WORK TO DO:
Pick out each line containing the string "React" and copy it.

--- Begin ---

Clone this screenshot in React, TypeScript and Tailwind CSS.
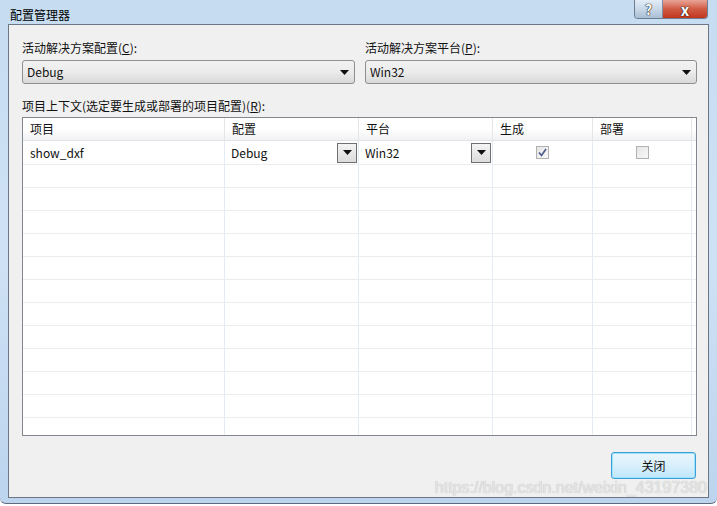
import React from 'react';

const font = { fontFamily: '"Noto Sans CJK SC", "Noto Sans", sans-serif' };

const columns = ['项目', '配置', '平台', '生成', '部署'];
const colWidths = ['w-[202px]', 'w-[134px]', 'w-[134px]', 'w-[100px]', 'w-[99px]'];

function Arrow() {
  return (
    <svg width="9" height="5" viewBox="0 0 9 5">
      <path d="M0 0 H9 L4.5 5 Z" fill="#111" />
    </svg>
  );
}

function Combo({ value }: { value: string }) {
  return (
    <div className="flex h-[24px] items-center justify-between rounded-[3px] border border-[#8e8f8f] bg-gradient-to-b from-[#f2f2f2] via-[#ebebeb] to-[#d9d9d9] pl-[4px] pr-[5px] text-[12px] text-[#111]">
      <span>{value}</span>
      <Arrow />
    </div>
  );
}

function CellCombo({ value }: { value: string }) {
  return (
    <div className="flex h-full items-center justify-between pl-[6px] pr-[1px]">
      <span>{value}</span>
      <div className="flex h-[20px] w-[20px] items-center justify-center border border-[#6f6f6f] bg-gradient-to-b from-[#f4f4f4] to-[#dcdcdc]">
        <Arrow />
      </div>
    </div>
  );
}

function Check({ checked }: { checked: boolean }) {
  return (
    <div className="flex h-[13px] w-[13px] items-center justify-center border border-[#b1b1b1] bg-gradient-to-br from-[#e6e6e6] to-[#f8f8f8]">
      {checked && (
        <svg width="9" height="9" viewBox="0 0 9 9">
          <path d="M1 4.5 L3.5 7.5 L8 1" stroke="#4a5a8a" strokeWidth="1.6" fill="none" />
        </svg>
      )}
    </div>
  );
}

export default function App() {
  const emptyRows = Array.from({ length: 11 });

  return (
    <div className="h-[506px] w-[717px] overflow-hidden bg-white" style={font}>
      <div className="flex h-[504px] flex-col rounded-b-[6px] border-b border-[#5d6b7c] bg-gradient-to-b from-[#c6dcf1] via-[#cfe2f5] to-[#bcd4ee]">
        {/* title bar */}
        <div className="flex h-[29px] items-start justify-between">
          <div className="pl-[10px] pt-[6px] text-[12px] text-black">配置管理器</div>
          <div className="mr-[9px] flex h-[19px] overflow-hidden rounded-b-[4px] border border-t-0 border-[#6a7d93]">
            <div className="flex w-[28px] items-center justify-center border-r border-[#7d8ea3] bg-gradient-to-b from-[#e3edf7] via-[#c9d8e8] to-[#a9bed4] text-[14px] font-bold text-white [text-shadow:0_0_1px_#222,0_0_1px_#222,0_0_1px_#222]">
              ?
            </div>
            <div className="flex w-[44px] items-center justify-center bg-gradient-to-b from-[#e8a497] via-[#d05a44] to-[#c2351c] text-[15px] font-bold leading-none text-white [text-shadow:0_0_1px_#222,0_0_1px_#222,0_0_1px_#222]">
              x
            </div>
          </div>
        </div>

        {/* client area */}
        <div className="mx-[8px] mb-[7px] flex flex-1 flex-col border border-[#6d7684] bg-[#f0f0f0] pl-[13px] pr-[11px] text-[12px] text-[#111]">
          <div className="mt-[14px] flex gap-[10px]">
            <div className="flex w-[333px] flex-col gap-[4px]">
              <div className="h-[17px] leading-[17px]">活动解决方案配置(<span className="underline">C</span>):</div>
              <Combo value="Debug" />
            </div>
            <div className="flex flex-1 flex-col gap-[4px]">
              <div className="h-[17px] leading-[17px]">活动解决方案平台(<span className="underline">P</span>):</div>
              <Combo value="Win32" />
            </div>
          </div>

          <div className="mt-[13px] h-[17px] leading-[17px]">
            项目上下文(选定要生成或部署的项目配置)(<span className="underline">R</span>):
          </div>

          <div className="mt-[3px] flex h-[319px] flex-col border border-[#828790] bg-white">
            {/* header */}
            <div className="flex h-[23px] border-b border-[#e3e3e3] bg-gradient-to-b from-white via-white to-[#f1f2f4]">
              {columns.map((c, i) => (
                <div key={c} className={`${colWidths[i]} flex items-center border-r border-[#e5e5e5] pl-[7px]`}>
                  {c}
                </div>
              ))}
              <div className="flex-1" />
            </div>

            {/* first row */}
            <div className="flex h-[24px] border-b border-[#ececec]">
              <div className="flex w-[202px] items-center border-r border-[#e4ebf5] pl-[7px]">show_dxf</div>
              <div className="w-[134px] border-r border-[#e4ebf5]">
                <CellCombo value="Debug" />
              </div>
              <div className="w-[134px] border-r border-[#e4ebf5]">
                <CellCombo value="Win32" />
              </div>
              <div className="flex w-[100px] items-center justify-center border-r border-[#e4ebf5]">
                <Check checked />
              </div>
              <div className="flex w-[99px] items-center justify-center border-r border-[#e4ebf5]">
                <Check checked={false} />
              </div>
              <div className="flex-1" />
            </div>

            {emptyRows.map((_, r) => (
              <div key={r} className="flex h-[23px] border-b border-[#ececec]">
                {colWidths.map((w, i) => (
                  <div key={i} className={`${w} border-r border-[#e4ebf5]`} />
                ))}
                <div className="flex-1" />
              </div>
            ))}
            <div className="flex flex-1">
              {colWidths.map((w, i) => (
                <div key={i} className={`${w} border-r border-[#e4ebf5]`} />
              ))}
            </div>
          </div>

          <div className="mt-[16px] flex justify-end pr-[1px]">
            <button className="h-[27px] w-[85px] rounded-[3px] border border-[#3c9fd8] bg-gradient-to-b from-[#eaf6fd] via-[#d9f0fc] to-[#bee6fd] text-[12px] text-[#111] shadow-[inset_0_0_0_1px_#9ee3fb]">
              关闭
            </button>
          </div>

          <div className="-mr-[10px] flex justify-end">
            <span
              className="text-[16px] leading-[18px] text-[#e6e6e6] [text-shadow:0_0_1px_#b0b0b0]"
              style={{ fontFamily: '"Liberation Sans", sans-serif' }}
            >
              https://blog.csdn.net/weixin_43197380
            </span>
          </div>
        </div>
      </div>
    </div>
  );
}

--- End ---

SOLUTION FOR THIS EXERCISE:
Clone this screenshot in React, TypeScript and Tailwind CSS.
import React from 'react';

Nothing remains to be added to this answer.